As I began to play I became immediately aware of the fact that the guitar was badly out of tune. Since it has been subjected to the use of the children, this was not a surprise. My daughter didn’t seem to mind. I played on, and I don’t think there was a single harmonious sound.

The thought that ran through my head was this: “No matter what I do with this guitar, I will not be able to produce beautiful music.” I rarely produce beautiful music in the first place, but now it was nearly impossible unless the instrument was first put in tune. An instrument that is out of tune cannot produce beautiful music.

So, too, a soul that is out of tune cannot live a beautiful life. A self that is in a state of discord can dream all it wants, strive for endless ambition and do deeds regarded as great in the eyes of mankind, but the life in itself will not be beautiful. This internal balance of the well-tuned soul is virtue, and only a virtuous person can live a beautiful life and do beautiful things. The more virtuous the person, the more beautiful the life. The more ordered the internal composition of the person, the more naturally well-ordered deeds will flow forth from the soul. 

There is nothing so beautiful in the world, apart from Our Lord Himself, as a saint. This is why we are so captivated by their lives and their acts of heroic holiness. Beauty arrests us, and beauty of soul is more attractive than anything else. God draws us to himself through the saints because that beauty, that virtue, finds its fountainhead in God. Beauty is only the appearance of goodness shining through.

In The Evidential Power of Beauty, Father Thomas Dubay wrote that beauty is the language of God. “The tens of thousands of details in a virtuous human life synchronized by free will decisions and orchestrated by prudence are fired by love into the matchless beauty of holiness.”

The saints were not born with souls in tune, though. There is a process whereby the person is internally ordered, and it is called sanctification. Each action, however small or seemingly insignificant, arranges the soul into more or less order. We cooperate with the grace given to us, or we do not, and the biggest consequence is what we do to ourselves. As we become more and more virtuous, our actions become more and more beautiful, and thus our lives as a whole.

This does not mean that people without virtue can’t do “good things.” Anyone can do something right, but the action is made more beautiful if it flows from the nature of the person and springs from right desire. The action is in harmony with its source if the agent is virtuous. Even our best deeds are often mixed with selfish motives, and that detracts from the overall beauty of the action.

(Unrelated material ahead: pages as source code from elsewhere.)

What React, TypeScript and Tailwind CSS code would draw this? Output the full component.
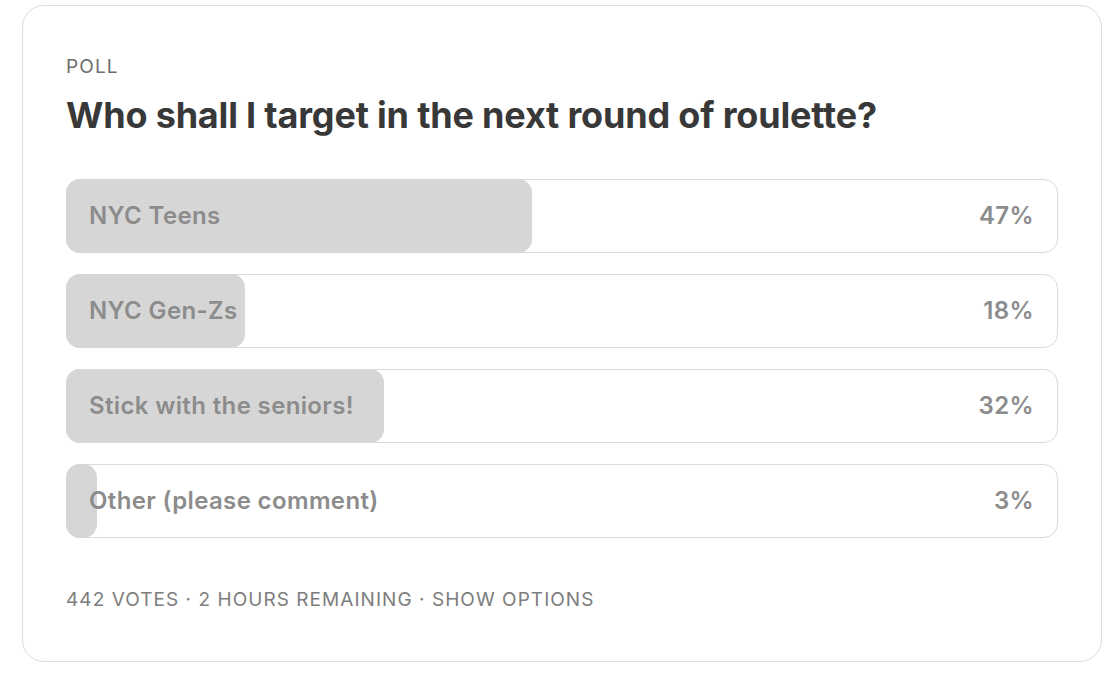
const options = [
  { label: "NYC Teens", pct: 47 },
  { label: "NYC Gen-Zs", pct: 18 },
  { label: "Stick with the seniors!", pct: 32 },
  { label: "Other (please comment)", pct: 3 },
];

const PollOption = ({ label, pct }: { label: string; pct: number }) => (
  <div className="relative h-[74px] rounded-[14px] border border-[#dadada] bg-white">
    <div
      className="absolute -left-px -top-px -bottom-px rounded-[14px] bg-[#d6d6d6]"
      style={{ width: `calc(${pct}% + 1px)`, minWidth: "30px" }}
    />
    <div className="relative flex h-full items-center justify-between pl-[22px] pr-[23px] text-[24px] font-semibold tracking-[0.015em] text-[#8c8c8c]">
      <span>{label}</span>
      <span>{pct}%</span>
    </div>
  </div>
);

const App = () => {
  return (
    <div className="min-h-[686px] bg-white pl-[22px] pr-[18px] pt-[5px] font-['Inter',sans-serif]">
      <div className="h-[657px] rounded-[22px] border border-[#dcdcdc] px-[43px] pt-[49px]">
        <p className="text-[19px] leading-[24px] tracking-[0.06em] text-[#6e6e6e]">POLL</p>
        <h2 className="mt-[14px] text-[36px] leading-[44px] font-bold tracking-[-0.005em] text-[#383838]">
          Who shall I target in the next round of roulette?
        </h2>

        <div className="mt-[42px] flex flex-col gap-[21px]">
          {options.map((o) => (
            <PollOption key={o.label} label={o.label} pct={o.pct} />
          ))}
        </div>

        <p className="mt-[50px] text-[19px] leading-[24px] tracking-[0.055em] text-[#7d7d7d]">
          442 VOTES · 2 HOURS REMAINING · SHOW OPTIONS
        </p>
      </div>
    </div>
  );
};

export default App;
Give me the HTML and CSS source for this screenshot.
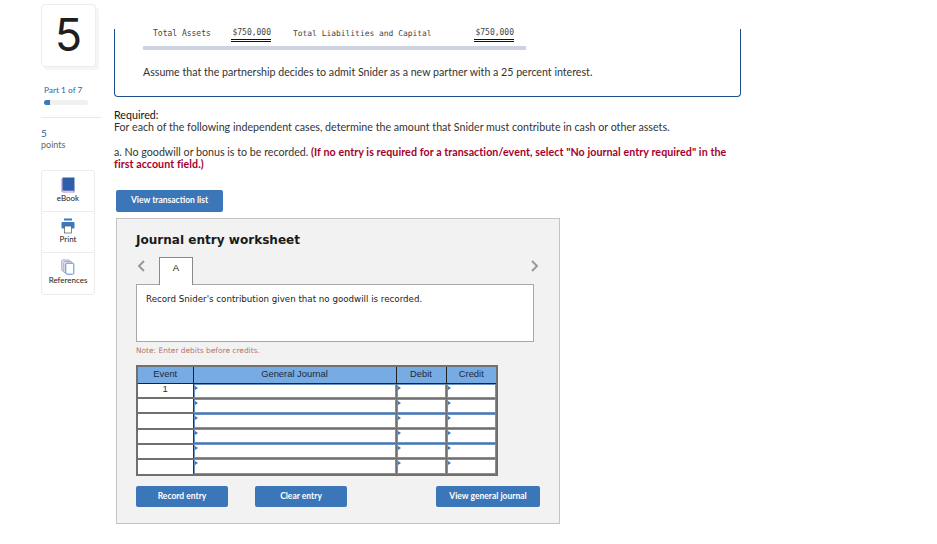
FILE: index.html
```html
<!DOCTYPE html>
<html lang="en">
<head>
<meta charset="utf-8">
<title>Journal entry worksheet</title>
<link rel="stylesheet" href="styles.css">
</head>
<body>
<div class="page">
  <aside class="side">
    <div class="num-card"><div class="num">5</div></div>
    <div class="part">Part 1 of 7</div>
    <div class="progress"><div class="progress-fill"></div></div>
    <div class="pts"><div class="pts-n">5</div><div class="pts-l">points</div></div>
    <div class="tools">
      <div class="tool">
        <svg class="tool-icon" viewBox="0 0 14 16" width="14" height="16"><path d="M1 1.5 L1 14 Q1 15 2.5 15 L13 15 L13 13.5 L2.5 13.5" fill="none" stroke="#a98fd0" stroke-width="1.2"/><rect x="1.5" y="0.5" width="12" height="13" fill="#2f5ea8"/></svg>
        <span>eBook</span>
      </div>
      <div class="tool">
        <svg class="tool-icon" viewBox="0 0 14 16" width="14" height="16"><rect x="3" y="0.5" width="8" height="2" fill="#3b78bd"/><rect x="0.5" y="4" width="13" height="6.5" rx="1" fill="#3b78bd"/><rect x="3.5" y="8" width="7" height="7" fill="#fff" stroke="#555" stroke-width="0.7"/></svg>
        <span>Print</span>
      </div>
      <div class="tool">
        <svg class="tool-icon" viewBox="0 0 14 16" width="14" height="16"><rect x="0.8" y="1" width="8" height="11" rx="1" fill="#eee" stroke="#b49bd6"/><rect x="2.8" y="2.5" width="8" height="11" rx="1" fill="#eee" stroke="#9aa8d8"/><rect x="4.8" y="4.2" width="8" height="11" rx="1" fill="#fff" stroke="#5f8ccb"/></svg>
        <span>References</span>
      </div>
    </div>
  </aside>
  <main class="main">
    <section class="case-box">
      <div class="ledger">
        <span class="l-a">Total Assets</span>
        <span class="l-b amt">$750,000</span>
        <span class="l-c">Total Liabilities and Capital</span>
        <span class="l-d amt">$750,000</span>
      </div>
      <div class="ledger-bar"></div>
      <p class="assume">Assume that the partnership decides to admit Snider as a new partner with a 25 percent interest.</p>
    </section>
    <p class="req"><span class="req-h">Required:</span><br>For each of the following independent cases, determine the amount that Snider must contribute in cash or other assets.</p>
    <p class="part-a">a. No goodwill or bonus is to be recorded. <b class="warn">(If no entry is required for a transaction/event, select "No journal entry required" in the</b><br><b class="warn">first account field.)</b></p>
    <button class="btn btn-list">View transaction list</button>
    <section class="panel">
      <h2 class="panel-h">Journal entry worksheet</h2>
      <div class="tabs">
        <svg class="chev" viewBox="0 0 10 14" width="10" height="14"><path d="M8 2 L3 7 L8 12" fill="none" stroke="#999" stroke-width="2"/></svg>
        <div class="tab">A</div>
        <svg class="chev chev-r" viewBox="0 0 10 14" width="10" height="14"><path d="M2 2 L7 7 L2 12" fill="none" stroke="#999" stroke-width="2"/></svg>
      </div>
      <div class="instr">Record Snider's contribution given that no goodwill is recorded.</div>
      <div class="note">Note: Enter debits before credits.</div>
      <table class="je">
        <thead><tr><th class="c-ev">Event</th><th class="c-gj">General Journal</th><th class="c-dr">Debit</th><th class="c-cr">Credit</th></tr></thead>
        <tbody>
          <tr><td class="ev">1</td><td class="in"><div class="field"></div></td><td class="in"><div class="field"></div></td><td class="in"><div class="field"></div></td></tr>
          <tr><td class="ev"></td><td class="in"><div class="field"></div></td><td class="in"><div class="field"></div></td><td class="in"><div class="field"></div></td></tr>
          <tr><td class="ev"></td><td class="in"><div class="field"></div></td><td class="in"><div class="field"></div></td><td class="in"><div class="field"></div></td></tr>
          <tr><td class="ev"></td><td class="in"><div class="field"></div></td><td class="in"><div class="field"></div></td><td class="in"><div class="field"></div></td></tr>
          <tr><td class="ev"></td><td class="in"><div class="field"></div></td><td class="in"><div class="field"></div></td><td class="in"><div class="field"></div></td></tr>
          <tr><td class="ev"></td><td class="in"><div class="field"></div></td><td class="in"><div class="field"></div></td><td class="in"><div class="field"></div></td></tr>
        </tbody>
      </table>
      <div class="actions">
        <button class="btn btn-rec">Record entry</button>
        <button class="btn btn-clr">Clear entry</button>
        <button class="btn btn-view">View general journal</button>
      </div>
    </section>
  </main>
</div>
</body>
</html>
```
FILE: styles.css
```css
* { box-sizing: border-box; }
html, body { margin: 0; padding: 0; background: #fff; }
body { width: 937px; height: 544px; overflow: hidden; font-family: "Lato", "Open Sans", sans-serif; color: #222; }
.page { display: flex; align-items: flex-start; padding-left: 41px; }

.side { width: 54px; flex: none; padding-top: 4px; }
.num-card { width: 55px; height: 63px; border: 1px solid #ececec; border-radius: 4px; background: #fff; box-shadow: 3px 3px 0 0 #f5f5f5; display: flex; align-items: center; justify-content: center; padding-bottom: 2px; }
.num { font-family: "Inter", "Open Sans", sans-serif; font-size: 45px; line-height: 1; color: #1e1e1e; }
.part { margin: 17px 0 0 3px; font-size: 8.3px; line-height: 12px; color: #2f5fa5; white-space: nowrap; }
.progress { margin: 4px 0 0 3px; width: 44px; height: 5px; border-radius: 3px; background: #f0f0f0; overflow: hidden; }
.progress-fill { width: 6px; height: 5px; background: #3b78bd; }
.pts { margin-top: 12px; border-top: 1px solid #e8e8e8; padding-top: 9px; width: 60px; }
.pts-n { font-size: 10px; line-height: 12px; color: #2f5a96; }
.pts-l { font-size: 9px; line-height: 12px; color: #666; }
.tools { margin-top: 19px; width: 54px; border: 1px solid #ececec; border-radius: 3px; }
.tool { height: 41px; border-bottom: 1px solid #ececec; display: flex; flex-direction: column; align-items: center; padding-top: 6px; font-size: 8px; line-height: 10px; color: #222; white-space: nowrap; }
.tool:last-child { border-bottom: 0; }
.tool-icon { display: block; }

.main { margin-left: 19px; width: 640px; flex: none; padding-top: 29px; }
.case-box { width: 627px; height: 68px; border: 1px solid #1d4f8c; border-top: 0; border-radius: 0 0 4px 4px; padding: 0 0 0 28px; }
.ledger { display: flex; height: 17px; padding-top: 1px; font-family: "DejaVu Sans Mono", monospace; font-size: 8px; line-height: 8px; color: #444; white-space: nowrap; }
.l-a { margin: 0 0 0 10px; width: 78px; }
.l-b, .l-d { height: 13px; border-bottom: 3px double #111; width: 40px; text-align: right; }
.l-b { margin-top: -1px; }
.l-c { margin-left: 22px; width: 183px; font-size: 7.95px; }
.l-d { margin-left: -2px; margin-top: -1px; }
.ledger-bar { width: 383px; height: 4px; background: #cdd2e0; }
.assume { margin: 15px 0 0 0; font-size: 10.65px; line-height: 14px; color: #333; white-space: nowrap; }
.req { margin: 12px 0 0 0; font-size: 10.68px; line-height: 12px; color: #333; white-space: nowrap; }
.req-h { color: #111; }
.part-a { margin: 13px 0 0 0; font-size: 10.68px; line-height: 12px; color: #333; white-space: nowrap; }
.warn { color: #a5002d; font-weight: 700; letter-spacing: 0.07px; }

.btn { display: block; border: 0; border-radius: 2px; background: #3a76b8; color: #fff; font-family: "Lato", sans-serif; font-weight: 700; font-size: 8.5px; height: 21px; padding: 0; }
.btn-list { margin: 20px 0 0 2px; width: 107px; height: 22px; padding-bottom: 2px; }

.panel { margin: 6px 0 0 2px; width: 444px; height: 306px; background: #f2f2f2; border: 1px solid #c4c4c4; padding: 0 0 0 19px; }
.panel-h { margin: 13px 0 0 0; font-family: "DejaVu Sans", sans-serif; font-size: 12.06px; line-height: 16px; font-weight: 700; color: #1a1a1a; }
.tabs { display: flex; align-items: flex-start; height: 27px; margin-top: 9px; width: 404px; }
.chev { margin: 2px 13px 0 0; flex: none; }
.chev-r { margin: 2px 0 0 auto; }
.tab { width: 34px; height: 28px; background: #fff; border: 1px solid #8a8a8a; border-bottom: 0; font-family: "Liberation Sans", sans-serif; font-size: 9.5px; line-height: 20px; text-align: center; color: #222; position: relative; z-index: 1; }
.instr { width: 398px; height: 58px; background: #fff; border: 1px solid #a8a8a8; padding: 8px 9px; font-family: "DejaVu Sans", sans-serif; font-size: 8.7px; line-height: 12px; color: #222; white-space: nowrap; }
.note { margin-top: 4px; font-family: "DejaVu Sans", sans-serif; font-size: 7.45px; line-height: 10px; color: #b3786a; white-space: nowrap; }

.je { margin-top: 9px; width: 360px; table-layout: fixed; border-collapse: collapse; border: 2px solid #707070; font-family: "Liberation Sans", sans-serif; }
.c-ev { width: 56px; }
.c-gj { width: 203px; }
.c-dr { width: 50px; }
.c-cr { width: 51px; }
.je th { height: 17px; padding: 0 0 2px; background: #76abe3; font-size: 9.4px; font-weight: 400; color: #1c2a3a; border-right: 1px solid #222; border-bottom: 1px solid #222; }
.je th:last-child { border-right: 0; }
.je td { padding: 0; height: 15.2px; background: #fff; }
.je td.ev { padding-bottom: 2px; text-align: center; font-size: 9.5px; line-height: 10px; color: #333; border-right: 1px solid #333; border-bottom: 2px solid #707070; }
.je tr:last-child td.ev { border-bottom: 0; }
.in { border-right: 1px solid #707070; border-bottom: 1px solid #707070; }
.in:last-child { border-right: 0; }
tr:last-child .in { border-bottom: 0; }
.field { height: 14.2px; background: #fff; border: 1px solid #6d94c6; position: relative; }
.field::before { content: ""; position: absolute; left: 0; top: 1px; border-left: 3px solid #3a76b8; border-top: 2px solid transparent; border-bottom: 2px solid transparent; }

.actions { display: flex; margin-top: 10px; width: 404px; }
.btn-rec { width: 92px; }
.btn-clr { width: 92px; margin-left: 27px; }
.btn-view { width: 104px; margin-left: 89px; }
```
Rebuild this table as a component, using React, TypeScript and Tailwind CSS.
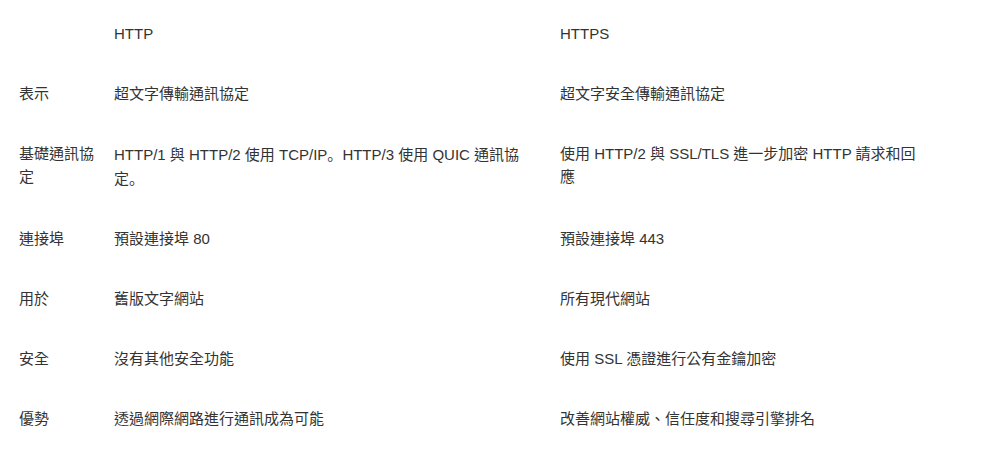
import React from "react";

const rows: [string, string, string][] = [
  ["", "HTTP", "HTTPS"],
  ["表示", "超文字傳輸通訊協定", "超文字安全傳輸通訊協定"],
  [
    "基礎通訊協定",
    "HTTP/1 與 HTTP/2 使用 TCP/IP。HTTP/3 使用 QUIC 通訊協定。",
    "使用 HTTP/2 與 SSL/TLS 進一步加密 HTTP 請求和回應",
  ],
  ["連接埠", "預設連接埠 80", "預設連接埠 443"],
  ["用於", "舊版文字網站", "所有現代網站"],
  ["安全", "沒有其他安全功能", "使用 SSL 憑證進行公有金鑰加密"],
  ["優勢", "透過網際網路進行通訊成為可能", "改善網站權威、信任度和搜尋引擎排名"],
];

function Txt({ s }: { s: string }) {
  const parts = s.split("。");
  return (
    <>
      {parts.map((p, i) => (
        <React.Fragment key={i}>
          {p}
          {i < parts.length - 1 && (
            <span style={{ fontFamily: '"Noto Sans CJK JP", sans-serif' }}>。</span>
          )}
        </React.Fragment>
      ))}
    </>
  );
}

export default function App() {
  return (
    <div
      className="w-[983px] h-[463px] bg-white text-[#333] text-[15px] leading-[23px] pt-[3px] pl-[19px] overflow-hidden"
      style={{ fontFamily: '"Liberation Sans", Arial, "Noto Sans CJK TC", sans-serif' }}
    >
      {rows.map((r, i) => (
        <div key={i} className="grid grid-cols-[95px_446px_380px]">
          <div className="py-[18.5px] pr-[10px]">
            <Txt s={r[0]} />
          </div>
          <div className="py-[18.5px] pr-[20px]">
            <Txt s={r[1]} />
          </div>
          <div className="py-[18.5px] pr-[10px]">
            <Txt s={r[2]} />
          </div>
        </div>
      ))}
    </div>
  );
}
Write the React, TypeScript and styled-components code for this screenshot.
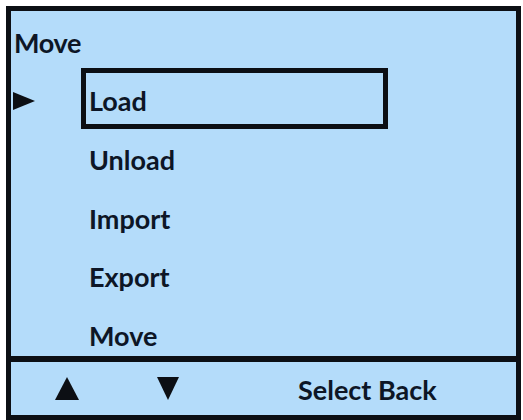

As I reflected on this principle, I was consoled by the fact that we have a Heavenly Tuner and Master Musician who can take the instrument of any soul and make it right. God even has the ability to take the discordant notes of our lives to create a totally unique, totally elegant harmony in the grand symphony of eternity. His redeeming power and providence are beyond our understanding, and the grace of repentance, no matter what it follows, has supernatural strength to harmonize our lives. God can make any life a beautiful one. He makes all things new.

Even when an instrument is in tune, it still may not produce beautiful music. It must be placed in the hands of a master. In the case of the human soul, though, a virtuous person is, by nature, surrendered to the will of God, the Cosmic Conductor whose music, if we could hear it directly, would instantly catch us up into state of ecstasy. To be well-ordered internally is to be rightly ordered to God; they are not different things. Harmony within and harmony with the outside. Lord, may it be so!